Now with a host of journalism classes under her belt, Griffin said the things she learned in Gay’s class have come back to her.

“When Ms. Gay started her journalism elective, I was immediately interested. Initially, I joined so I could go to J-Day, but once I started getting into it and being able to share people’s stories and give them a platform, it really caught my attention,” she said. “Once I got to TROY and started taking classes, I realized a lot of the things Ms. Gay talked about really have to do with real life. It’s insane how the stuff I learned in the seventh and eighth grade has carried with me to college.”

Ruben Hernandez, an eighth grader at Banks and a part-time anchor for Bobcat News, said he’s excited about having new technology to learn.

“I like working with the cameras because I like coding and learning more about technology,” he said. “I’m excited about having this new equipment to learn about and work with.”

The son of Rosa and Jorge, Hernandez said he’s especially interested in architecture, history, English and coding—and also might like to be a pilot one day—but what captured his interest in journalism is getting to share information.

“I like the fact that you can give information to people so they’ll know everything that’s going on,” he said.

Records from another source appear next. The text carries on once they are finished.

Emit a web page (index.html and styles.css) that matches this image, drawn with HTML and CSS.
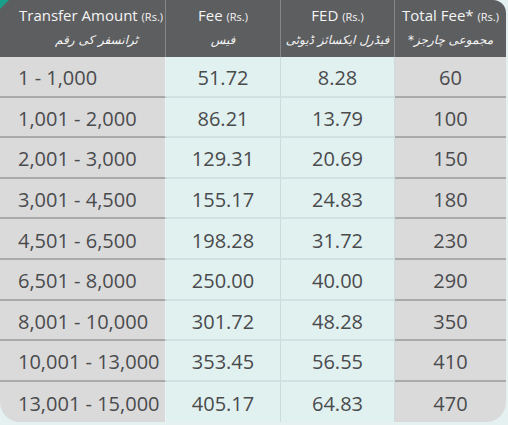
FILE: index.html
```html
<!DOCTYPE html>
<html>
<head>
<meta charset="utf-8">
<link rel="stylesheet" href="styles.css">
</head>
<body>
<div class="wrap">
  <div class="corner"></div>
  <div class="table">
    <div class="hd c1"><div class="en">Transfer Amount <small>(Rs.)</small></div><div class="ur">ٹرانسفر کی رقم</div></div>
    <div class="hd c2"><div class="en">Fee <small>(Rs.)</small></div><div class="ur">فیس</div></div>
    <div class="hd c3"><div class="en">FED <small>(Rs.)</small></div><div class="ur">فیڈرل ایکسائز ڈیوٹی</div></div>
    <div class="hd c4"><div class="en">Total Fee* <small>(Rs.)</small></div><div class="ur">مجموعی چارجز*</div></div>

    <div class="cell gray left">1 - 1,000</div><div class="cell teal">51.72</div><div class="cell teal">8.28</div><div class="cell gray">60</div>
    <div class="cell gray left">1,001 - 2,000</div><div class="cell teal">86.21</div><div class="cell teal">13.79</div><div class="cell gray">100</div>
    <div class="cell gray left">2,001 - 3,000</div><div class="cell teal">129.31</div><div class="cell teal">20.69</div><div class="cell gray">150</div>
    <div class="cell gray left">3,001 - 4,500</div><div class="cell teal">155.17</div><div class="cell teal">24.83</div><div class="cell gray">180</div>
    <div class="cell gray left">4,501 - 6,500</div><div class="cell teal">198.28</div><div class="cell teal">31.72</div><div class="cell gray">230</div>
    <div class="cell gray left">6,501 - 8,000</div><div class="cell teal">250.00</div><div class="cell teal">40.00</div><div class="cell gray">290</div>
    <div class="cell gray left">8,001 - 10,000</div><div class="cell teal">301.72</div><div class="cell teal">48.28</div><div class="cell gray">350</div>
    <div class="cell gray left">10,001 - 13,000</div><div class="cell teal">353.45</div><div class="cell teal">56.55</div><div class="cell gray">410</div>
    <div class="cell gray left last">13,001 - 15,000</div><div class="cell teal last">405.17</div><div class="cell teal last">64.83</div><div class="cell gray last">470</div>
  </div>
</div>
</body>
</html>
```
FILE: styles.css
```css
html, body {
  margin: 0;
  padding: 0;
  background: #e4f1f0;
}
.wrap {
  position: relative;
  width: 506px;
  height: 425px;
  overflow: hidden;
}
.corner {
  position: absolute;
  left: 0;
  top: 0;
  width: 0;
  height: 0;
  border-top: 9px solid #1aa08a;
  border-right: 9px solid transparent;
  z-index: 2;
}
.table {
  display: grid;
  grid-template-columns: 166px 115px 114px 111px;
  grid-template-rows: 57px repeat(9, 40.6px);
  font-family: "Open Sans", "Noto Sans", sans-serif;
  color: #4a4b4d;
  border-radius: 0 13px 20px 20px;
  overflow: hidden;
}
.hd {
  background: #5d5e60;
  color: #f4f4f4;
  text-align: center;
  border-right: 1px solid #85878a;
  display: flex;
  flex-direction: column;
  align-items: center;
  padding-top: 5px;
}
.hd.c4 { border-right: none; }
.hd.c1 { align-items: flex-start; padding-left: 19px; }
.en {
  font-size: 15px;
  line-height: 20px;
  white-space: nowrap;
}
.en small {
  font-size: 11px;
}
.ur {
  font-family: "DejaVu Sans", sans-serif;
  font-size: 12px;
  line-height: 26px;
  direction: rtl;
  font-style: italic;
  white-space: nowrap;
}
.hd.c1 .ur { align-self: center; margin-left: 9px; }
.cell {
  display: flex;
  align-items: center;
  justify-content: center;
  font-size: 20px;
  border-bottom: 2px solid #a8aaac;
  box-sizing: border-box;
  padding-top: 3px;
}
.cell.teal {
  background: #e1f1f0;
  border-bottom-color: #cfe2e1;
  border-right: 1px solid #cbdcdb;
}
.cell.gray {
  background: #dadadb;
}
.cell.left {
  justify-content: flex-start;
  padding-left: 18px;
  border-right: 1px solid #eef3f3;
}
.cell.last { border-bottom: none; }
```
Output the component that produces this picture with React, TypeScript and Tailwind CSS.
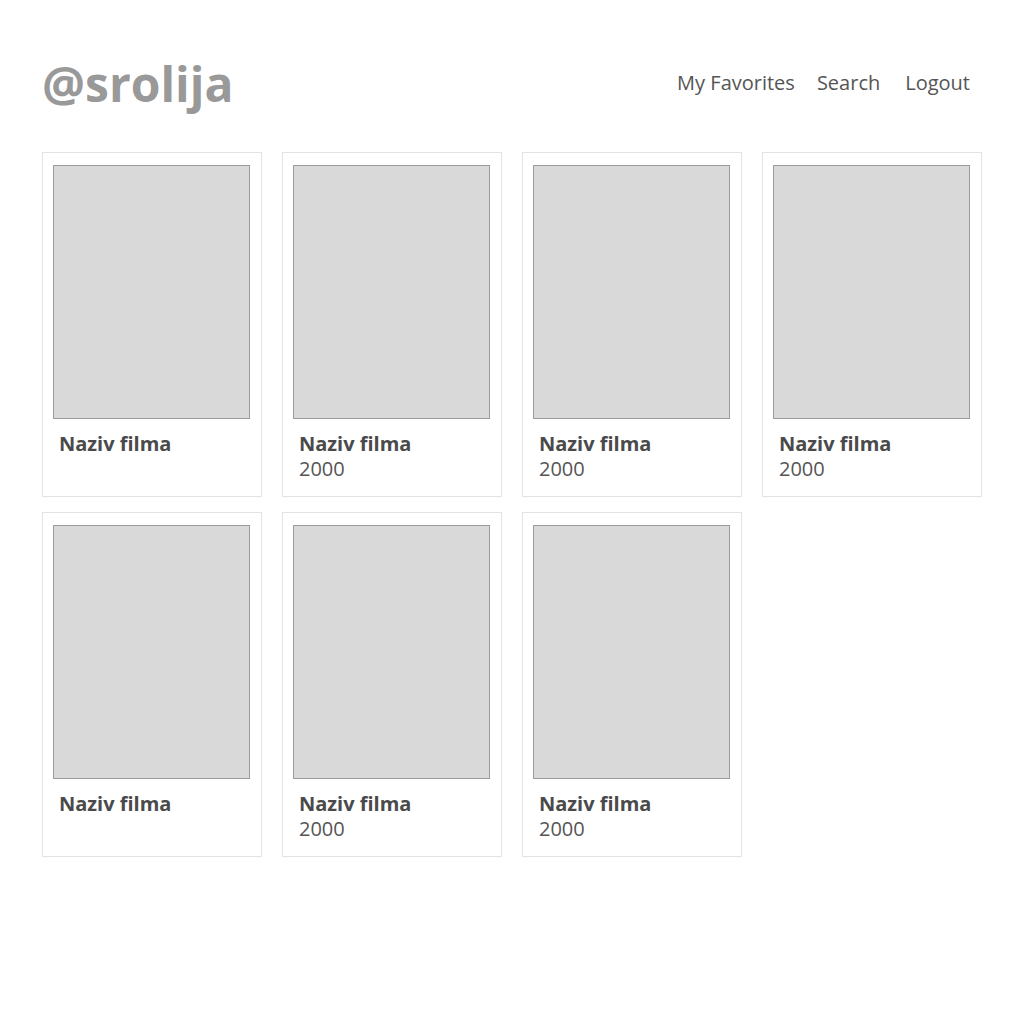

Dr. Mark Bazzell, superintendent of Pike County Schools, said he’s appreciative of the longstanding relationship between Banks and TROY and is excited to see how the students use the equipment to better their program, and their product.

“I’m very appreciate of Troy University, not just because of this partnership but for all the partnerships we have with TROY,” he said. “The fact that they’re making this contribution to our journalism program here is outstanding, and it’s going to mean a great deal to these kids. The journalism program has grown every year, and I’m so excited for these kids to be in a new facility and to have this new equipment. It’s only going to make the program bigger and better.”

Taylor and several Hall School of Journalism and Communication faculty and staff will be spending time at Banks teaching students how to use the equipment and how to better themselves as journalists.